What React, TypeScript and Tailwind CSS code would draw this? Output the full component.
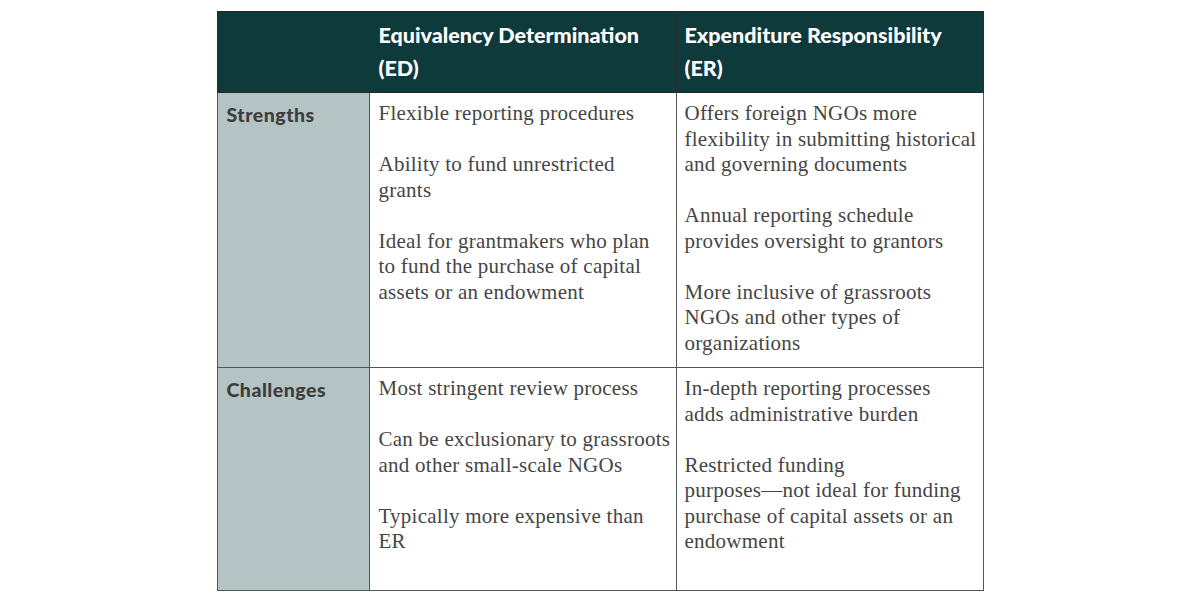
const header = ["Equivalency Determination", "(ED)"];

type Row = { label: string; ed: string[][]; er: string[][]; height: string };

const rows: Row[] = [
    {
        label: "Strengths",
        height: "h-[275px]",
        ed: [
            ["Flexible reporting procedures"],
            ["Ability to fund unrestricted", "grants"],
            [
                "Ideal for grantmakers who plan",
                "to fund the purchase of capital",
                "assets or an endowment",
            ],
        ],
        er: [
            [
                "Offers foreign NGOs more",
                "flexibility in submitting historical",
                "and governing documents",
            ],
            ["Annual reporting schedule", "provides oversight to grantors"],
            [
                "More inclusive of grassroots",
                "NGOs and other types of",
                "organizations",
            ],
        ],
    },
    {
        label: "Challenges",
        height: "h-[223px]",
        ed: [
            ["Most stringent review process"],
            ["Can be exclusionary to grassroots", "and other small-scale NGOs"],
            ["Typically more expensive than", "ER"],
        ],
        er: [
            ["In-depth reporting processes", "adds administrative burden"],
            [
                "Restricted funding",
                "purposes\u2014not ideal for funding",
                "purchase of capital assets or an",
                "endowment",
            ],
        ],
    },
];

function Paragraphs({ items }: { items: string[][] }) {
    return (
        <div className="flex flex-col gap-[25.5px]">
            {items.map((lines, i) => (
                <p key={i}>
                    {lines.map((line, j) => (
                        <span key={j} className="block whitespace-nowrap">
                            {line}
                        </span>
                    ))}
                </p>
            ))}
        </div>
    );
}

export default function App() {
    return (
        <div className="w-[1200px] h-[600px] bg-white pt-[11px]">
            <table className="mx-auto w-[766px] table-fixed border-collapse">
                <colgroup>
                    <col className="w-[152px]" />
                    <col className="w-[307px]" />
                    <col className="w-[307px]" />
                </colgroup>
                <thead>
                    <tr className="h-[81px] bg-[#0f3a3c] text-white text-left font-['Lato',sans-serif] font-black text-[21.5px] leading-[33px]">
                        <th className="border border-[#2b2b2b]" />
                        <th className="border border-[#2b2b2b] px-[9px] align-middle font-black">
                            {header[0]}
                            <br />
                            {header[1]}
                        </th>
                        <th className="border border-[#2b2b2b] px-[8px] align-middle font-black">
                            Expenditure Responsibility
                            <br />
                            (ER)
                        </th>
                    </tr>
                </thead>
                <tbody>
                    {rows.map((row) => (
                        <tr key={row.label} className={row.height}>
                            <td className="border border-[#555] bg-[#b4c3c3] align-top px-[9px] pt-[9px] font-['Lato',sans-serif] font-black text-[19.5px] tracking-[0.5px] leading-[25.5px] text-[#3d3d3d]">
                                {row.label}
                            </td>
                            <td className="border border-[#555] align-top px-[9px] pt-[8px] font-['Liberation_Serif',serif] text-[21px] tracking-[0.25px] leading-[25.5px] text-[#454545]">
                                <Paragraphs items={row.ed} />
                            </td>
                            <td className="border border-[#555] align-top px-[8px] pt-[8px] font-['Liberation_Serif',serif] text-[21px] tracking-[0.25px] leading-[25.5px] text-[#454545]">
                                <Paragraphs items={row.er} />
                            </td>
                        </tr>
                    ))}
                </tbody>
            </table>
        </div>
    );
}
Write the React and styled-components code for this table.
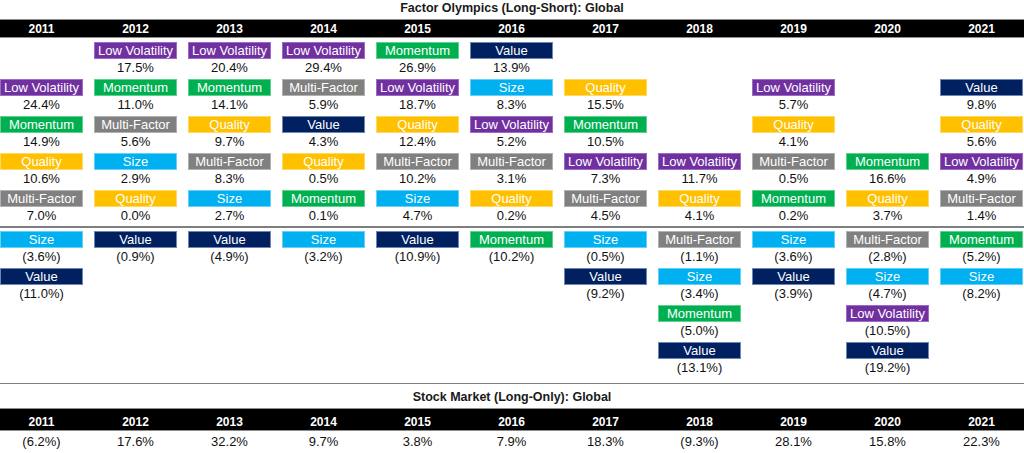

____________________

> [The task] Transcribe the records above exactly as they appear, leaving out any pictures.

> [Finished task]
What React, TypeScript and Tailwind CSS code would draw this? Output the full component.
const header = ["Equivalency Determination", "(ED)"];

type Row = { label: string; ed: string[][]; er: string[][]; height: string };

const rows: Row[] = [
    {
        label: "Strengths",
        height: "h-[275px]",
        ed: [
            ["Flexible reporting procedures"],
            ["Ability to fund unrestricted", "grants"],
            [
                "Ideal for grantmakers who plan",
                "to fund the purchase of capital",
                "assets or an endowment",
            ],
        ],
        er: [
            [
                "Offers foreign NGOs more",
                "flexibility in submitting historical",
                "and governing documents",
            ],
            ["Annual reporting schedule", "provides oversight to grantors"],
            [
                "More inclusive of grassroots",
                "NGOs and other types of",
                "organizations",
            ],
        ],
    },
    {
        label: "Challenges",
        height: "h-[223px]",
        ed: [
            ["Most stringent review process"],
            ["Can be exclusionary to grassroots", "and other small-scale NGOs"],
            ["Typically more expensive than", "ER"],
        ],
        er: [
            ["In-depth reporting processes", "adds administrative burden"],
            [
                "Restricted funding",
                "purposes\u2014not ideal for funding",
                "purchase of capital assets or an",
                "endowment",
            ],
        ],
    },
];

function Paragraphs({ items }: { items: string[][] }) {
    return (
        <div className="flex flex-col gap-[25.5px]">
            {items.map((lines, i) => (
                <p key={i}>
                    {lines.map((line, j) => (
                        <span key={j} className="block whitespace-nowrap">
                            {line}
                        </span>
                    ))}
                </p>
            ))}
        </div>
    );
}

export default function App() {
    return (
        <div className="w-[1200px] h-[600px] bg-white pt-[11px]">
            <table className="mx-auto w-[766px] table-fixed border-collapse">
                <colgroup>
                    <col className="w-[152px]" />
                    <col className="w-[307px]" />
                    <col className="w-[307px]" />
                </colgroup>
                <thead>
                    <tr className="h-[81px] bg-[#0f3a3c] text-white text-left font-['Lato',sans-serif] font-black text-[21.5px] leading-[33px]">
                        <th className="border border-[#2b2b2b]" />
                        <th className="border border-[#2b2b2b] px-[9px] align-middle font-black">
                            {header[0]}
                            <br />
                            {header[1]}
                        </th>
                        <th className="border border-[#2b2b2b] px-[8px] align-middle font-black">
                            Expenditure Responsibility
                            <br />
                            (ER)
                        </th>
                    </tr>
                </thead>
                <tbody>
                    {rows.map((row) => (
                        <tr key={row.label} className={row.height}>
                            <td className="border border-[#555] bg-[#b4c3c3] align-top px-[9px] pt-[9px] font-['Lato',sans-serif] font-black text-[19.5px] tracking-[0.5px] leading-[25.5px] text-[#3d3d3d]">
                                {row.label}
                            </td>
                            <td className="border border-[#555] align-top px-[9px] pt-[8px] font-['Liberation_Serif',serif] text-[21px] tracking-[0.25px] leading-[25.5px] text-[#454545]">
                                <Paragraphs items={row.ed} />
                            </td>
                            <td className="border border-[#555] align-top px-[8px] pt-[8px] font-['Liberation_Serif',serif] text-[21px] tracking-[0.25px] leading-[25.5px] text-[#454545]">
                                <Paragraphs items={row.er} />
                            </td>
                        </tr>
                    ))}
                </tbody>
            </table>
        </div>
    );
}
Write the React and styled-components code for this table.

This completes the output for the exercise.